Yesterday was my last day as a TA (for the time being, at least). After two semesters teaching discrete math, I have to say the thing I will most miss (other than free whiteboard markers, of course) is having office hours, which have unreasonably fun this semester, mostly due to the size and regularity of the attending group. Teaching in front of a group is much higher risk and you end up feeling either really great or really terrible afterwards.

Anyway, yesterday’s class was an abnormal situation — normally I teach 17 students, but since the other TA who splits the section with me was out of town, I ended up having to teach the whole group of ~30 students. So class was going fine, we were about 25, 30 minutes in, talking about chromatic numbers of graphs, fun times… and then suddenly, this guy who I’ve never seen before walks into class. I don’t know all of the students I don’t normally teach, so I just assumed he was a latecomer who is normally in the other section. Except, this guy is totally and completely confused, and is like, “WAIT?! WHERE AM I?” Um… So we all informed him that he was in CS173 discussion. And then this apparently is even more confusing to him, and escalates to, “Wait, what time is it?? What DAY is it??”

At which point, I was pretty convinced that this kid was from the future. I mean, when else do people you’ve never seen before walk into the room and ask you where and WHEN it is? (And no, drugs were not involved here).

So we start asking, “what YEAR is it?”, “Who ARE you?….and WHY ARE YOU HERE??” and this guy continues to be completely perplexed and we’re totally not helping.

Eventually we concluded that he’s actually a CS173 student himself!
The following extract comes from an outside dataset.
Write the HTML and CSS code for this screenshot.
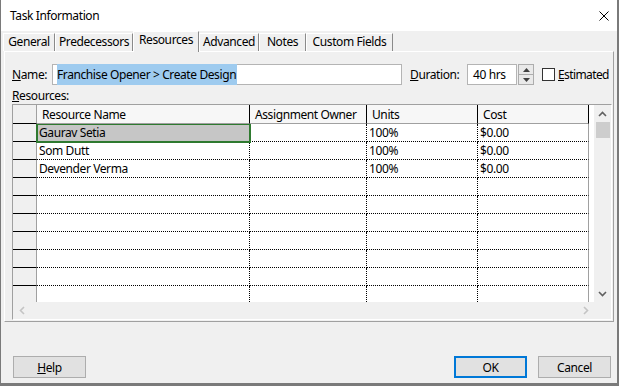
FILE: index.html
```html
<!DOCTYPE html>
<html lang="en">

<head>
    <meta charset="UTF-8">
    <meta name="viewport" content="width=device-width, initial-scale=1.0">
    <title>Task Information</title>
    <link rel="stylesheet" href="styles.css">
</head>

<body>
    <div class="dialog">
        <!-- Title Bar -->
        <div class="titlebar">
            <span class="title">Task Information</span>
            <svg class="close" width="10" height="10" viewBox="0 0 10 10">
                <path d="M0.5 0.5L9.5 9.5M9.5 0.5L0.5 9.5" stroke="#000" stroke-width="1" fill="none" />
            </svg>
        </div>

        <!-- Tabs -->
        <div class="tabs">
            <div class="tab tab-general">General</div>
            <div class="tab tab-pred">Predecessors</div>
            <div class="tab tab-res active">Resources</div>
            <div class="tab tab-adv">Advanced</div>
            <div class="tab tab-notes">Notes</div>
            <div class="tab tab-custom">Custom Fields</div>
        </div>

        <div class="panel">
            <div class="name-row">
                <span class="name-lbl"><u>N</u>ame:</span>
                <div class="textbox name-box"><span class="selected-text">Franchise Opener &gt; Create Design</span></div>
                <span class="dur-lbl"><u>D</u>uration:</span>
                <div class="textbox dur-box">40 hrs</div>
                <div class="spinner">
                    <div class="spin-btn">
                        <svg width="7" height="4" viewBox="0 0 7 4"><path d="M0 4L3.5 0L7 4Z" fill="#404040" /></svg>
                    </div>
                    <div class="spin-btn">
                        <svg width="7" height="4" viewBox="0 0 7 4"><path d="M0 0L3.5 4L7 0Z" fill="#404040" /></svg>
                    </div>
                </div>
                <span class="checkbox"></span>
                <span class="check-lbl"><u>E</u>stimated</span>
            </div>

            <div class="res-lbl"><u>R</u>esources:</div>

            <!-- Resources Grid -->
            <div class="grid">
                <div class="grid-main">
                    <div class="sheet">
                        <div class="grid-row head">
                            <div class="rh"></div>
                            <div class="hc">Resource Name</div>
                            <div class="hc">Assignment Owner</div>
                            <div class="hc">Units</div>
                            <div class="hc last">Cost</div>
                        </div>
                        <div class="grid-body">
                            <div class="grid-row">
                                <div class="rh"></div>
                                <div class="cell current">Gaurav Setia</div>
                                <div class="cell"></div>
                                <div class="cell">100%</div>
                                <div class="cell last">$0.00</div>
                            </div>
                            <div class="grid-row">
                                <div class="rh"></div>
                                <div class="cell">Som Dutt</div>
                                <div class="cell"></div>
                                <div class="cell">100%</div>
                                <div class="cell last">$0.00</div>
                            </div>
                            <div class="grid-row">
                                <div class="rh"></div>
                                <div class="cell">Devender Verma</div>
                                <div class="cell"></div>
                                <div class="cell">100%</div>
                                <div class="cell last">$0.00</div>
                            </div>
                            <div class="grid-row"><div class="rh"></div><div class="cell"></div><div class="cell"></div><div class="cell"></div><div class="cell last"></div></div>
                            <div class="grid-row"><div class="rh"></div><div class="cell"></div><div class="cell"></div><div class="cell"></div><div class="cell last"></div></div>
                            <div class="grid-row"><div class="rh"></div><div class="cell"></div><div class="cell"></div><div class="cell"></div><div class="cell last"></div></div>
                            <div class="grid-row"><div class="rh"></div><div class="cell"></div><div class="cell"></div><div class="cell"></div><div class="cell last"></div></div>
                            <div class="grid-row"><div class="rh"></div><div class="cell"></div><div class="cell"></div><div class="cell"></div><div class="cell last"></div></div>
                            <div class="grid-row"><div class="rh"></div><div class="cell"></div><div class="cell"></div><div class="cell"></div><div class="cell last"></div></div>
                            <div class="grid-row"><div class="rh"></div><div class="cell"></div><div class="cell"></div><div class="cell"></div><div class="cell last"></div></div>
                        </div>
                    </div>
                    <div class="vscroll">
                        <div class="sb-btn">
                            <svg width="9" height="6" viewBox="0 0 9 6"><path d="M1 5L4.5 1.5L8 5" stroke="#606060" stroke-width="1.6" fill="none" /></svg>
                        </div>
                        <div class="thumb"></div>
                        <div class="sb-fill"></div>
                        <div class="sb-btn">
                            <svg width="9" height="6" viewBox="0 0 9 6"><path d="M1 1L4.5 4.5L8 1" stroke="#606060" stroke-width="1.6" fill="none" /></svg>
                        </div>
                    </div>
                </div>
                <div class="hscroll">
                    <div class="sb-btn">
                        <svg width="6" height="9" viewBox="0 0 6 9"><path d="M5 1L1.5 4.5L5 8" stroke="#c4c4c4" stroke-width="1.6" fill="none" /></svg>
                    </div>
                    <div class="sb-fill"></div>
                    <div class="sb-btn">
                        <svg width="6" height="9" viewBox="0 0 6 9"><path d="M1 1L4.5 4.5L1 8" stroke="#c4c4c4" stroke-width="1.6" fill="none" /></svg>
                    </div>
                    <div class="corner"></div>
                </div>
            </div>
        </div>

        <!-- Buttons -->
        <div class="buttons">
            <button class="btn"><u>H</u>elp</button>
            <span class="spacer"></span>
            <button class="btn default">OK</button>
            <button class="btn">Cancel</button>
        </div>
    </div>
</body>

</html>
```

FILE: styles.css
```css
/* styles.css */
body {
    margin: 0;
    font-family: "Noto Sans", "Open Sans", sans-serif;
    font-size: 12px;
    letter-spacing: -0.4px;
    color: #000;
    background-color: #f0f0f0;
}

.dialog {
    width: 619px;
    height: 386px;
    box-sizing: border-box;
    background-color: #f0f0f0;
    border-left: 1px solid #7a7a7a;
    border-right: 2px solid #7a7a7a;
    border-bottom: 3px solid #7a7a7a;
    display: flex;
    flex-direction: column;
}

/* title bar */
.titlebar {
    height: 31px;
    flex: none;
    background-color: #fff;
    display: flex;
    align-items: center;
    justify-content: space-between;
    padding: 0 8px 0 9px;
}

/* tabs */
.tabs {
    height: 20px;
    flex: none;
    display: flex;
    align-items: flex-end;
    padding-left: 2px;
}

.tab {
    height: 18px;
    box-sizing: border-box;
    text-align: center;
    line-height: 16px;
    white-space: nowrap;
    border-top: 1px solid #fff;
    border-left: 1px solid #fff;
    border-right: 1px solid #8a8a8a;
}

.tab-general { width: 52px; }
.tab-pred { width: 78px; }
.tab-res { width: 66px; }
.tab-adv { width: 60px; }
.tab-notes { width: 47px; }
.tab-custom { width: 87px; }

.tab.active {
    height: 21px;
    margin-bottom: -1px;
    padding-bottom: 3px;
    position: relative;
    z-index: 1;
    background-color: #f0f0f0;
}

.panel {
    height: 271px;
    box-sizing: border-box;
    flex: none;
    margin: 0 3px;
    padding: 12px 0 0 7px;
    border-top: 1px solid #fff;
    border-left: 1px solid #fff;
    border-right: 1px solid #a0a0a0;
    border-bottom: 1px solid #a0a0a0;
}

/* name / duration row */
.name-row {
    height: 21px;
    display: flex;
    align-items: center;
}

.name-lbl {
    width: 40px;
}

.textbox {
    height: 21px;
    box-sizing: border-box;
    border: 1px solid #b4b4b4;
    background-color: #fff;
    line-height: 19px;
}

.name-box {
    width: 350px;
    padding-left: 4px;
}

.selected-text {
    background-color: #9ecbef;
    padding: 2px 1px 2px 0;
}

.dur-lbl {
    width: 57px;
    margin-left: 8px;
}

.dur-box {
    width: 50px;
    padding-left: 5px;
}

.spinner {
    width: 16px;
    height: 21px;
    margin-left: 1px;
    box-sizing: border-box;
    border: 1px solid #adadad;
    display: flex;
    flex-direction: column;
    background-color: #e9e9e9;
}

.spin-btn {
    flex: 1;
    display: flex;
    align-items: center;
    justify-content: center;
}

.spin-btn + .spin-btn {
    border-top: 1px solid #adadad;
}

.checkbox {
    width: 13px;
    height: 13px;
    box-sizing: border-box;
    margin-left: 8px;
    border: 1px solid #333;
    background-color: #fff;
}

.check-lbl {
    margin-left: 3px;
    letter-spacing: -0.6px;
}

.res-lbl {
    margin-top: 3px;
    line-height: 16px;
}

/* grid */
.grid {
    width: 600px;
    box-sizing: border-box;
    border-top: 1px solid #a0a0a0;
    border-left: 1px solid #a0a0a0;
    border-right: 1px solid #fff;
    border-bottom: 1px solid #fff;
}

.grid-main {
    display: flex;
    height: 197px;
}

.sheet {
    width: 581px;
    background-color: #fff;
}

.grid-row {
    display: grid;
    grid-template-columns: 24px 213px 117px 111px 111px;
    height: 18px;
}

.grid-row.head {
    height: 19px;
}

.grid-body {
    height: 178px;
    overflow: hidden;
}

.rh {
    background-color: #f0f0f0;
    border-right: 1px solid #a0a0a0;
    border-bottom: 1px solid #000;
}

.hc {
    background-color: #f7f7f7;
    padding: 1px 0 0 5px;
    line-height: 17px;
    border-right: 1px solid #000;
    border-bottom: 1px solid #a0a0a0;
    white-space: nowrap;
}

.cell {
    padding-left: 2px;
    line-height: 17px;
    border-right: 1px dotted #000;
    border-bottom: 1px dotted #000;
    white-space: nowrap;
}

.cell.last {
    border-right: 1px solid #a0a0a0;
}

.cell.current {
    background-color: #c6c6c6;
    outline: 2px solid #2f7a30;
    outline-offset: -1px;
    position: relative;
    z-index: 1;
}

/* scroll bars */
.vscroll {
    width: 17px;
    display: flex;
    flex-direction: column;
    background-color: #f0f0f0;
}

.sb-btn {
    width: 17px;
    height: 17px;
    flex: none;
    display: flex;
    align-items: center;
    justify-content: center;
}

.thumb {
    height: 16px;
    margin: 0 1px 0 2px;
    background-color: #cdcdcd;
}

.sb-fill {
    flex: 1;
}

.hscroll {
    height: 17px;
    display: flex;
    background-color: #f0f0f0;
}

.corner {
    width: 17px;
}

/* buttons */
.buttons {
    margin-top: auto;
    display: flex;
    gap: 11px;
    padding: 0 6px 5px 12px;
}

.spacer {
    flex: 1;
}

.btn {
    width: 73px;
    height: 22px;
    padding: 0;
    font-family: inherit;
    font-size: 12px;
    letter-spacing: inherit;
    color: #000;
    background-color: #e1e1e1;
    border: 1px solid #adadad;
}

.btn.default {
    border: 2px solid #0078d7;
}
```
So he sat down, and decided to roll with it, and learn with the everyone else (why not, a little extra discussion section never hurt anyone…)

So class continues… planar graphs, mappings, yadayadayada,… and about ten minutes later, when we’re in the middle of some problem, the guy exclaims, “I figured it out!” Like, his existential dilemma has been miraculously resolved! We all wait, expectantly, and he tells us that his previous class (linguistics) must have gotten out early and he didn’t realize it, so he accidentally arrived at CS173 about half an hour early. Things would surely become familiar in another fifteen minutes when the 2:00 section started and all of my students would be replaced by his classmates.